Krishnarajasagar-Damm, Park und beleuchtete Wasserspiele (50 Rupies
1 Stde) Krokodile, Störche, Affen, russische Reisegesellschaft. Elefant
des Maharaja, die anderen sind im Dschungel und werden bei Bedarf geholt.
Bei den Tempeln bekommt man Blüten - gegen Baksheesh.
Dammgarten, Elefantenköpfe speien Wasser, Lotosblüten, über allem die
langgezogene Lichtkette auf der Krone des Damms. Am Abend fährt Ochsengespann
als Silhouette darüber, Kaskaden aus 100 Treppchen.

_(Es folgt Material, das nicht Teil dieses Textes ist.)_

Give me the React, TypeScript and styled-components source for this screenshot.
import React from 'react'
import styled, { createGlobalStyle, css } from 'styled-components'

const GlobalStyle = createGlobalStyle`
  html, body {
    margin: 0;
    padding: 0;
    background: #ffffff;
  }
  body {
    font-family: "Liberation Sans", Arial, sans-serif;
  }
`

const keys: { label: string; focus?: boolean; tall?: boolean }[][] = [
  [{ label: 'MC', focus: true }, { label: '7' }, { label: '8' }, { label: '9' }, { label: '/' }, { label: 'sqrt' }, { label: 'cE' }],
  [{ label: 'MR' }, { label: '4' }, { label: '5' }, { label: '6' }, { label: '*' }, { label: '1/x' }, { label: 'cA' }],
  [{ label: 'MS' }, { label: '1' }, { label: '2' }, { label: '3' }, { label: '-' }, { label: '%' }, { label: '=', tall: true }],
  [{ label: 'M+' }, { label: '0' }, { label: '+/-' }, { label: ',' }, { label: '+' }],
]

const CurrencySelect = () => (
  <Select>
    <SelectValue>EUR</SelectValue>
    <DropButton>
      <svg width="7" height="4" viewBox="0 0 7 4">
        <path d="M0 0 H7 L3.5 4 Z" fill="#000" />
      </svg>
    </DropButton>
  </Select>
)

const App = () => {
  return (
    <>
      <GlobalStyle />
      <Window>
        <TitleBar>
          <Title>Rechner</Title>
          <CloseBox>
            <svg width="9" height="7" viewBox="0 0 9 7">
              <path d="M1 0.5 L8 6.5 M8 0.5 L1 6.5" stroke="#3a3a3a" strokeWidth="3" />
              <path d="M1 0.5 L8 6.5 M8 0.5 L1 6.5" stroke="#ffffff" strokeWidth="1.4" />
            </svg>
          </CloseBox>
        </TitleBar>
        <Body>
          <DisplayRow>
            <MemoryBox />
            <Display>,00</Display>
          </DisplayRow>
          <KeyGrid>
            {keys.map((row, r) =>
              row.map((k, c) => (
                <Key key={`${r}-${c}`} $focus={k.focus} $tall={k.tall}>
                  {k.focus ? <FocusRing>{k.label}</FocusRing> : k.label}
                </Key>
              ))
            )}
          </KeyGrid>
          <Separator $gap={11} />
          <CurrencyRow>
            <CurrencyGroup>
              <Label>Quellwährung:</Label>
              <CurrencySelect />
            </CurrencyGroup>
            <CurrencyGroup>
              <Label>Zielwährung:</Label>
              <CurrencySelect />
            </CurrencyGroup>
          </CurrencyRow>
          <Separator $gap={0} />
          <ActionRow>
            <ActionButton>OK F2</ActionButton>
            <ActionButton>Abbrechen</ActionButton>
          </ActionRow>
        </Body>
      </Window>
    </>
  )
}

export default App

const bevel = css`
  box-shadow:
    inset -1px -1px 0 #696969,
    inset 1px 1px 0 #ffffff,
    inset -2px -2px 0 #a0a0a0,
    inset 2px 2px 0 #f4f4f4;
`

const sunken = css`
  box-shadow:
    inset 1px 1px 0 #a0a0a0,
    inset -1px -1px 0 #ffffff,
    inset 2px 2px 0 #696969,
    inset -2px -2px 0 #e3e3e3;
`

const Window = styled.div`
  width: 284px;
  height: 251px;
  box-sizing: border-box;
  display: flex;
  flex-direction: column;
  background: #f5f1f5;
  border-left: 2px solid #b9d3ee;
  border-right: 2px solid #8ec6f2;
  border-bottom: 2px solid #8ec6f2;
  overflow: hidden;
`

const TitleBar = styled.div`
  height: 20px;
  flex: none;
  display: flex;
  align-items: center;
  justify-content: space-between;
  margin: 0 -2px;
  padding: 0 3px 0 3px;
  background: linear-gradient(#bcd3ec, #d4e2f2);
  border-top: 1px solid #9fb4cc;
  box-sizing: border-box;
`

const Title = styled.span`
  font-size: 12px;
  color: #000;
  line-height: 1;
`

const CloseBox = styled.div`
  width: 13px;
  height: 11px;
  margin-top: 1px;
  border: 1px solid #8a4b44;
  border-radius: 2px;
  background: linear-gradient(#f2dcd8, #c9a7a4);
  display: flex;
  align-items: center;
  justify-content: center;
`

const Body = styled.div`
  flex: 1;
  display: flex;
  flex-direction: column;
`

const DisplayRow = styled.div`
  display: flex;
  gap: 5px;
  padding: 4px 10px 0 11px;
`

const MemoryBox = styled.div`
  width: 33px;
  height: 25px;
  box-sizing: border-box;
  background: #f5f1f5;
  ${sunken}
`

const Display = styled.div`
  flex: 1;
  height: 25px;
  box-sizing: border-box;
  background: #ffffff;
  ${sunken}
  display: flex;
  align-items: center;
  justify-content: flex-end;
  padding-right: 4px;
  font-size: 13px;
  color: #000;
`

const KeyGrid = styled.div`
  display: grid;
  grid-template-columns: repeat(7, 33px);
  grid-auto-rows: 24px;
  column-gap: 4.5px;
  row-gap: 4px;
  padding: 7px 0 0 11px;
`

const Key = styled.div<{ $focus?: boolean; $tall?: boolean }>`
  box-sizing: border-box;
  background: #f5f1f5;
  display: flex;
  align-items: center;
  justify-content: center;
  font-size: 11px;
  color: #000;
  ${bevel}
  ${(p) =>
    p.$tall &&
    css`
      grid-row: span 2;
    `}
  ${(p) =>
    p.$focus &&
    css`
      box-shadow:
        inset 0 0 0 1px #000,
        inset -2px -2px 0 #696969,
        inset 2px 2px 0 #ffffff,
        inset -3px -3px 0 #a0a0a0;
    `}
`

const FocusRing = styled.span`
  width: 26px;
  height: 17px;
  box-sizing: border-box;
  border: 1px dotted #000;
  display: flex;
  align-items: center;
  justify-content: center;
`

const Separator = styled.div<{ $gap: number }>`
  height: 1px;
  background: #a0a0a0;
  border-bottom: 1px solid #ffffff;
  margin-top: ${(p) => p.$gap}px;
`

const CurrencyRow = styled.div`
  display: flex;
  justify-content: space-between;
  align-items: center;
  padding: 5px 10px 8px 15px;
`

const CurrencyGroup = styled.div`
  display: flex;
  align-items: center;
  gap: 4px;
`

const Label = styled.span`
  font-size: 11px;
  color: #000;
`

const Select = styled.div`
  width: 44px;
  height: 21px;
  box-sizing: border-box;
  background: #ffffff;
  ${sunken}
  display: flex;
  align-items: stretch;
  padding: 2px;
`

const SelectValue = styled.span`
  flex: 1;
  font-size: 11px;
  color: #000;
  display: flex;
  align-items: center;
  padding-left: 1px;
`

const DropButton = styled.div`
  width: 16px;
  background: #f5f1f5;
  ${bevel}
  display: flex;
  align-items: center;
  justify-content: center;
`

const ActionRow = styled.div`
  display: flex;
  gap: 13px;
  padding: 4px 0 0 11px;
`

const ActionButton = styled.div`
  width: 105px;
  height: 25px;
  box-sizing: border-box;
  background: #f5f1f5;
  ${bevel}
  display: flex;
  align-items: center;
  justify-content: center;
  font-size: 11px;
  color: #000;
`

Vor dem Tempel Schuhe ausziehen
Roter Mund: Bethel
Oberaufseher bei den Betonarbeiten Gandhiartig, trägt Brille, kommandiert
laut herum. Die "Kulies" sind lautlos, uralte Gesichter, viele jung
und bildschön, wunderbarer Gang, Sari, ernste Gesichter, tragen Schalen
mit Beton auf dem Kopf, niemals Hast - von Ferne sieht es aus wie Wandler
im Paradies - aber 1,4 Rs pro Tag - " Wir wollen keine Maschinen, sonst
wären die arbeitslos". Frauen zerschlagen mit Hämmern die Steine zu
kleinen Bröckchen, in Sieben werden sie in einem Wasserloch abgespült.

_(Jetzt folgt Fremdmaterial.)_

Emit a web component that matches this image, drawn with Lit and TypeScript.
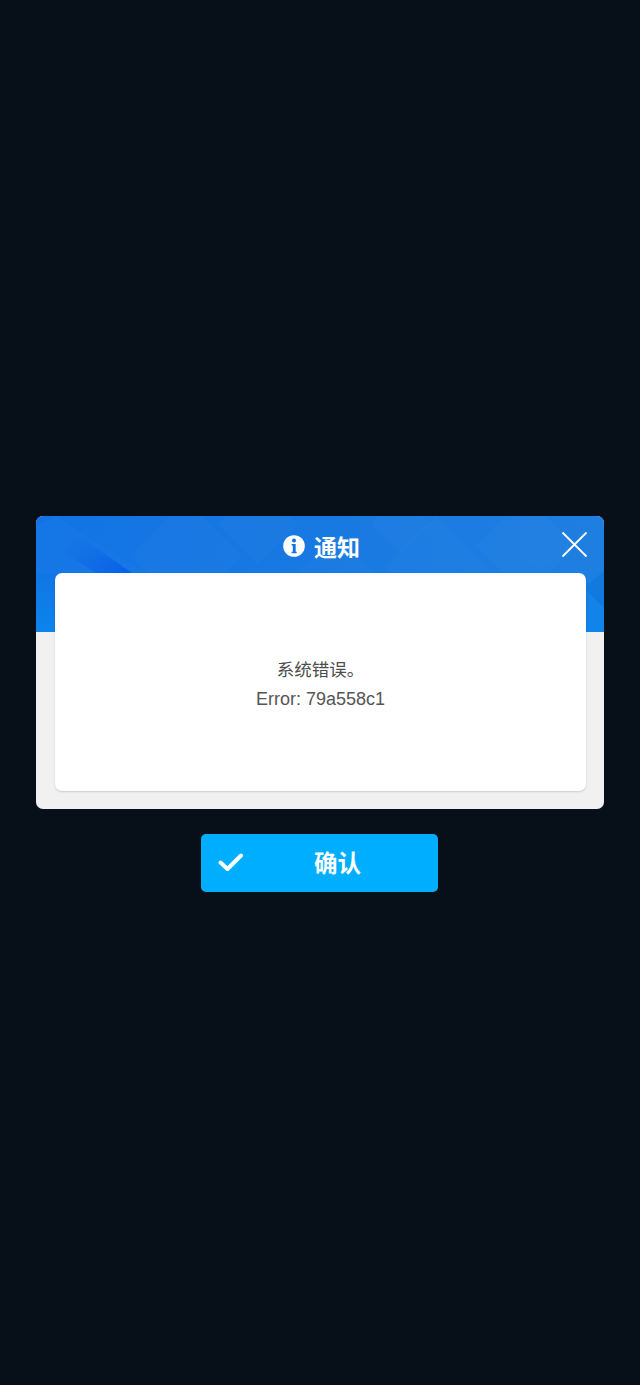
import { LitElement, html, css, svg } from "lit";
import { customElement } from "lit/decorators.js";

const diamonds = [
  [150, 40, 56, 0.02], [222, 8, 40, 0.018], [365, 8, 30, 0.02], [400, 50, 50, 0.015], [490, 30, 50, 0.015], [300, 90, 70, 0.015], [120, 100, 50, 0.012],
];

@customElement("app-root")
export class AppRoot extends LitElement {
  static styles = css`
    :host {
      display: flex;
      flex-direction: column;
      align-items: center;
      box-sizing: border-box;
      width: 640px;
      height: 1385px;
      padding-top: 516px;
      background: #070f19;
      font-family: "Liberation Sans", "Noto Sans CJK SC", sans-serif;
    }
    .modal {
      position: relative;
      box-sizing: border-box;
      width: 568px;
      height: 293px;
      background: #f1f1f1;
      border-radius: 7px;
      overflow: hidden;
    }
    .band {
      position: absolute;
      inset: 0 0 auto 0;
      width: 100%;
      height: 116px;
      display: block;
    }
    .content {
      position: relative;
      display: flex;
      flex-direction: column;
      height: 100%;
      box-sizing: border-box;
      padding: 0 18px 18px 19px;
    }
    .head {
      height: 57px;
      flex: none;
      display: flex;
      align-items: center;
      justify-content: center;
      gap: 9px;
      padding-left: 2px;
      padding-top: 2px;
      box-sizing: border-box;
      color: #fff;
      font-size: 23px;
      font-weight: 700;
      font-family: "Noto Sans CJK SC", sans-serif;
      line-height: 30px;
    }
    .close {
      position: absolute;
      top: 15px;
      right: 16px;
      width: 27px;
      height: 27px;
    }
    .card {
      flex: 1;
      display: flex;
      flex-direction: column;
      align-items: center;
      justify-content: center;
      padding-top: 4px;
      background: #fff;
      border-radius: 7px;
      box-shadow: 0 1px 2px rgba(0, 0, 0, 0.16);
      color: #4c4c4c;
      font-size: 17px;
      line-height: 29px;
      font-family: "Noto Sans CJK SC", sans-serif;
      font-weight: 400;
    }
    .card .zh { margin-bottom: 2px; font-size: 17.5px; }
    .card .en {
      font-family: "Liberation Sans", "Noto Sans CJK SC", sans-serif;
      font-size: 18px;
      color: #555;
    }
    .btn {
      margin-top: 25px;
      margin-right: 1px;
      width: 237px;
      height: 58px;
      box-sizing: border-box;
      border-radius: 5px;
      background: #00aeff;
      display: flex;
      align-items: center;
      padding: 0 0 0 16px;
      color: #fff;
    }
    .btn svg { width: 27px; height: 22px; flex: none; margin-top: -2px; }
    .btn span {
      margin-left: 70px;
      margin-top: -3px;
      font-size: 23.5px;
      font-weight: 700;
      line-height: 30px;
      font-family: "Noto Sans CJK SC", sans-serif;
    }
  `;

  render() {
    return html`
      <div class="modal">
        <svg class="band" viewBox="0 0 568 116" preserveAspectRatio="none">
          <defs>
            <linearGradient id="bg" x1="0" y1="0" x2="1" y2="0">
              <stop offset="0" stop-color="#1273e4" />
              <stop offset="1" stop-color="#1f7fe0" />
            </linearGradient>
            <linearGradient id="bot" x1="0" y1="0" x2="0" y2="1">
              <stop offset="0.4" stop-color="#0a84ee" stop-opacity="0" />
              <stop offset="1" stop-color="#0c86ee" stop-opacity="0.9" />
            </linearGradient>
            <linearGradient id="dark" x1="0" y1="0" x2="1" y2="1">
              <stop offset="0" stop-color="#1273e4" stop-opacity="0" />
              <stop offset="1" stop-color="#0659e8" />
            </linearGradient>
          </defs>
          <rect width="568" height="116" fill="url(#bg)" />
          <polygon points="20,0 110,57 0,57 0,10" fill="#1b7ae6" opacity="0.45" />
          <polygon points="40,18 96,57 60,57 30,38" fill="url(#dark)" />
          ${diamonds.map(
            ([x, y, r, o]) =>
              svg`<polygon points="${x},${y - r} ${x + r},${y} ${x},${y + r} ${x - r},${y}" fill="#ffffff" opacity="${o}" />`
          )}
          <rect width="568" height="116" fill="url(#bot)" />
          <polygon points="568,55 548,72 568,92" fill="#0a6fd8" opacity="0.4" />
        </svg>
        <div class="content">
          <div class="head">
            <svg width="22" height="22" viewBox="0 0 22 22">
              <circle cx="11" cy="11" r="10.8" fill="#fff" />
              <circle cx="11" cy="5.6" r="2" fill="#1273e4" />
              <path d="M8.6 8.9h4.1v7.9h1v1.5H8.6v-1.5h1.2v-6.4H8.6z" fill="#1273e4" />
            </svg>
            <span>通知</span>
          </div>
          <svg class="close" viewBox="0 0 27 27">
            <path d="M1.5 1.5L25.5 25.5M25.5 1.5L1.5 25.5" stroke="#fff" stroke-width="1.8" fill="none" />
          </svg>
          <div class="card">
            <div class="zh">系统错误。</div>
            <div class="en">Error: 79a558c1</div>
          </div>
        </div>
      </div>
      <div class="btn">
        <svg viewBox="0 0 26 22">
          <path d="M3 11.5L10 18L23.5 4.5" stroke="#fff" stroke-width="4" fill="none" stroke-linecap="round" stroke-linejoin="round" />
        </svg>
        <span>确认</span>
      </div>
    `;
  }
}
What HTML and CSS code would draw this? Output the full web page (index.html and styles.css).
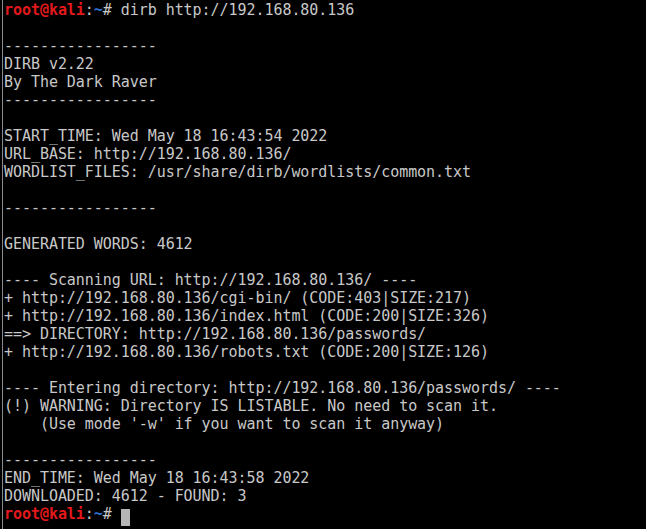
FILE: index.html
```html
<!DOCTYPE html>
<html>
<head>
<meta charset="utf-8">
<link rel="stylesheet" href="styles.css">
</head>
<body>
<div class="term">
<pre class="out"><span class="user">root@kali</span>:<span class="path">~</span># dirb http://192.168.80.136

-----------------
DIRB v2.22    
By The Dark Raver
-----------------

START_TIME: Wed May 18 16:43:54 2022
URL_BASE: http://192.168.80.136/
WORDLIST_FILES: /usr/share/dirb/wordlists/common.txt

-----------------

GENERATED WORDS: 4612

---- Scanning URL: http://192.168.80.136/ ----
+ http://192.168.80.136/cgi-bin/ (CODE:403|SIZE:217)
+ http://192.168.80.136/index.html (CODE:200|SIZE:326)
==&gt; DIRECTORY: http://192.168.80.136/passwords/
+ http://192.168.80.136/robots.txt (CODE:200|SIZE:126)

---- Entering directory: http://192.168.80.136/passwords/ ----
(!) WARNING: Directory IS LISTABLE. No need to scan it.
    (Use mode '-w' if you want to scan it anyway)

-----------------
END_TIME: Wed May 18 16:43:58 2022
DOWNLOADED: 4612 - FOUND: 3
<span class="user">root@kali</span>:<span class="path">~</span># <span class="cursor"> </span></pre>
</div>
</body>
</html>
```
FILE: styles.css
```css
html, body {
  margin: 0;
  padding: 0;
  background: #000;
  height: 100%;
}
.term {
  margin-left: 2px;
  border-left: 1px solid #8a8a8a;
  height: 529px;
  padding-left: 1px;
  padding-top: 1px;
  box-sizing: border-box;
}
.out {
  margin: 0;
  font-family: "DejaVu Sans Mono", monospace;
  font-size: 15px;
  line-height: 18px;
  letter-spacing: -0.05px;
  color: #c8c8c8;
}
.user {
  color: #e3191c;
  font-weight: bold;
}
.path {
  color: #2f6fd0;
  font-weight: bold;
}
.cursor {
  display: inline-block;
  width: 9px;
  height: 17px;
  vertical-align: -4px;
  background: #b5b5b5;
}
```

Bulle auf dem Berg mit Bambusgerüst umgeben: Honig und Milch werden
an Feiertag über ihm gegossen.
Nachts Familie auf der Landstrasse neben dem Ochsenkarren Nachtlager
aufgeschlagen. Rohe, grüne, Kokosnüsse mit Sichel aufgeschlagen, nur
zum Trinken.
Frösche quaken
Alkoholverbot in Bombay und Madras
Russen mit endlos weiten Hosen, hemdsärmelig, schreiben ununterbrochen
in dicke Hefte, einer erklärt sehr lange. Inder lassen sich zu keiner
Kritik hinreißen. Ramakrishna: "I hate communism".

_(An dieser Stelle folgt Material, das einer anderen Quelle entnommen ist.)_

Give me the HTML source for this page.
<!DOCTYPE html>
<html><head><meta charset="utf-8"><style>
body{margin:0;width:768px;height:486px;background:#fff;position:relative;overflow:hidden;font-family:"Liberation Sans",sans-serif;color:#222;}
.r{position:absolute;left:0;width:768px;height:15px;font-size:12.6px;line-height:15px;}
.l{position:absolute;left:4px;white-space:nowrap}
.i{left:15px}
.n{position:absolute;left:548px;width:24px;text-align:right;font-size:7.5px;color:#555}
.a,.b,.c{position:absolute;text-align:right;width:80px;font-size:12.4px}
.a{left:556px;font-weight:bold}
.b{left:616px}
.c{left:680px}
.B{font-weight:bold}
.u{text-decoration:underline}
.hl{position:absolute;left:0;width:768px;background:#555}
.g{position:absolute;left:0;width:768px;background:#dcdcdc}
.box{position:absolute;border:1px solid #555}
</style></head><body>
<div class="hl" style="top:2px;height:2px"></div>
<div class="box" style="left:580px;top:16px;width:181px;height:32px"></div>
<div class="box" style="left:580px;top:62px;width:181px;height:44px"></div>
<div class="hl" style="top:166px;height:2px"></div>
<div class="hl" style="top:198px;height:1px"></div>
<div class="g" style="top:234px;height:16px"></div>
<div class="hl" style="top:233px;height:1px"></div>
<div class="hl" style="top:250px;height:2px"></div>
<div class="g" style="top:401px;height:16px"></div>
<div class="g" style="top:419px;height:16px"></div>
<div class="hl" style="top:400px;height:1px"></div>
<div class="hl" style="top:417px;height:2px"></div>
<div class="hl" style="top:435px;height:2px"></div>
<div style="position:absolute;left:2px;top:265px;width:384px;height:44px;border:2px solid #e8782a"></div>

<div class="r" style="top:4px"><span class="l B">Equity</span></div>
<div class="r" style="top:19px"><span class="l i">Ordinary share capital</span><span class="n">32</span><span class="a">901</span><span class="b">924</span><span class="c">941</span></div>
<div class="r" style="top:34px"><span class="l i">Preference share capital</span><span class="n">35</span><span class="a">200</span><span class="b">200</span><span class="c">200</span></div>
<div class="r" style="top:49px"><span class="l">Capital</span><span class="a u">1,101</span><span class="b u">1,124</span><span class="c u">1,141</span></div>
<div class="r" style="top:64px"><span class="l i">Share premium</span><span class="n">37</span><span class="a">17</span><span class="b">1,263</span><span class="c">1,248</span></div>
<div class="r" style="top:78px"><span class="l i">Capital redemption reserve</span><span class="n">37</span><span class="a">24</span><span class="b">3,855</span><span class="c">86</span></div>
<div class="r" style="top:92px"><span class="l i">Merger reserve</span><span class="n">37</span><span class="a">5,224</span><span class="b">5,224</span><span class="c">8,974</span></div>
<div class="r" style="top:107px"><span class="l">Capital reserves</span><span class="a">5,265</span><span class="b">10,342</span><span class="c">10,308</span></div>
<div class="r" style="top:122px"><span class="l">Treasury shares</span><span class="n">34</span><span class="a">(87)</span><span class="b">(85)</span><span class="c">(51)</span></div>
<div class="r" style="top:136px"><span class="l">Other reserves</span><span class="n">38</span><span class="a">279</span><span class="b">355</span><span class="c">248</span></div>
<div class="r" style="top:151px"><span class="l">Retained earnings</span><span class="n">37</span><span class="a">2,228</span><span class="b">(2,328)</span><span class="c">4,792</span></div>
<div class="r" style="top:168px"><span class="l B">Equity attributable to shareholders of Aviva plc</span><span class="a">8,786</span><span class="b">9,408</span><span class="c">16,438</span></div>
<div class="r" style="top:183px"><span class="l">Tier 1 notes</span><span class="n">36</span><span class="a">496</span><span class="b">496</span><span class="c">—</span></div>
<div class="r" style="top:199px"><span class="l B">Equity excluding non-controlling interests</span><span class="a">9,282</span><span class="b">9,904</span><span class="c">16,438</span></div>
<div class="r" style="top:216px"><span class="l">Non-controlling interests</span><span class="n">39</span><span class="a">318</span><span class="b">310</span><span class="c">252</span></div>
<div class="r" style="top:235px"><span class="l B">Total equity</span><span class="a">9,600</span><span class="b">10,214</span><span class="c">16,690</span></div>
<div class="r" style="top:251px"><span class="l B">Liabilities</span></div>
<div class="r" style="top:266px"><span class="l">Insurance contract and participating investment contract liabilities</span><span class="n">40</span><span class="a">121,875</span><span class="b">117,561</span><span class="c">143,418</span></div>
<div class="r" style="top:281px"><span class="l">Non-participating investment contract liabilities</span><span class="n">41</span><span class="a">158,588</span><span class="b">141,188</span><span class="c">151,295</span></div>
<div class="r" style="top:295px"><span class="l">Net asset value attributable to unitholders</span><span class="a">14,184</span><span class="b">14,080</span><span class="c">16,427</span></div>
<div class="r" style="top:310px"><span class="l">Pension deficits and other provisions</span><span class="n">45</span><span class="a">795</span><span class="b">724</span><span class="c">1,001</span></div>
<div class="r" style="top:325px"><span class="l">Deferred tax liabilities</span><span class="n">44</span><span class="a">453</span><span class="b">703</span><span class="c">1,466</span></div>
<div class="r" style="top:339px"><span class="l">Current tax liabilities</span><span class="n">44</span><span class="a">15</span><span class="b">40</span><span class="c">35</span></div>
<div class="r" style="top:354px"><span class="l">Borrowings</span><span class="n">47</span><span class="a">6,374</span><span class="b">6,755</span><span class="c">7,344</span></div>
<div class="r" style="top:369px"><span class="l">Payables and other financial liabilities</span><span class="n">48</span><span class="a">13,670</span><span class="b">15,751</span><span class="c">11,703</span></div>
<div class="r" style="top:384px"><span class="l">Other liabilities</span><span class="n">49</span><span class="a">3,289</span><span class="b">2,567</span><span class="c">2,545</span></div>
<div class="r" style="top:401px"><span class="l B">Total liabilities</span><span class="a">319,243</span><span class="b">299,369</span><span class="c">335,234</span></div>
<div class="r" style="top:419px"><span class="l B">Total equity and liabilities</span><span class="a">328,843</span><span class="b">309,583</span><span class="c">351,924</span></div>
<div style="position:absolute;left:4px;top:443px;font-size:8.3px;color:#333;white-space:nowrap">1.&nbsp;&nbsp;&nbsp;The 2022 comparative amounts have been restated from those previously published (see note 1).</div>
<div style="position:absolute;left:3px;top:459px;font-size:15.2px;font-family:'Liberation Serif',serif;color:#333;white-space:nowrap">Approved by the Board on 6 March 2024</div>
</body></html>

Ganescha = Gott mit Elephantenkopf
3.3.1957
Nachm. 16.00 Uhr Ankunft in Colombo. Mount Lavinia Hotel liegt außerhalb
der Stadt am Strand, gebogene Palmen, Felsen in der Brandung, wunderbar
farbige Saris.
Auf der Terrasse sitzen u.a. 2 Paare, eines der Mädchen hat Schmuck
auf der Stirn (am goldenem Kettchen), der ab und zu bei einer Bewegung
des Kopfes aufblitzt. Scharfes Grillenzirpen. Wetterleuchten lässt die
Silhouette der Palmen sichtbar werden. Alle Boys etc. sind freundlich
und lachen einen an. Wie plump sehen die Weißen in ihren Kleidern aus!
Wie ideenlos Dior! Ein Zug fährt vorbei, die Abteile sind offen, an
den Seiten der Wagen hängen und hocken Fahrgäste mit wehenden Dhotis.
Ein Mangobaum ist mit grünen Lichtern geschmückt. Frauen tragen das
schwarze Haar in langen Zöpfen oder als Knoten.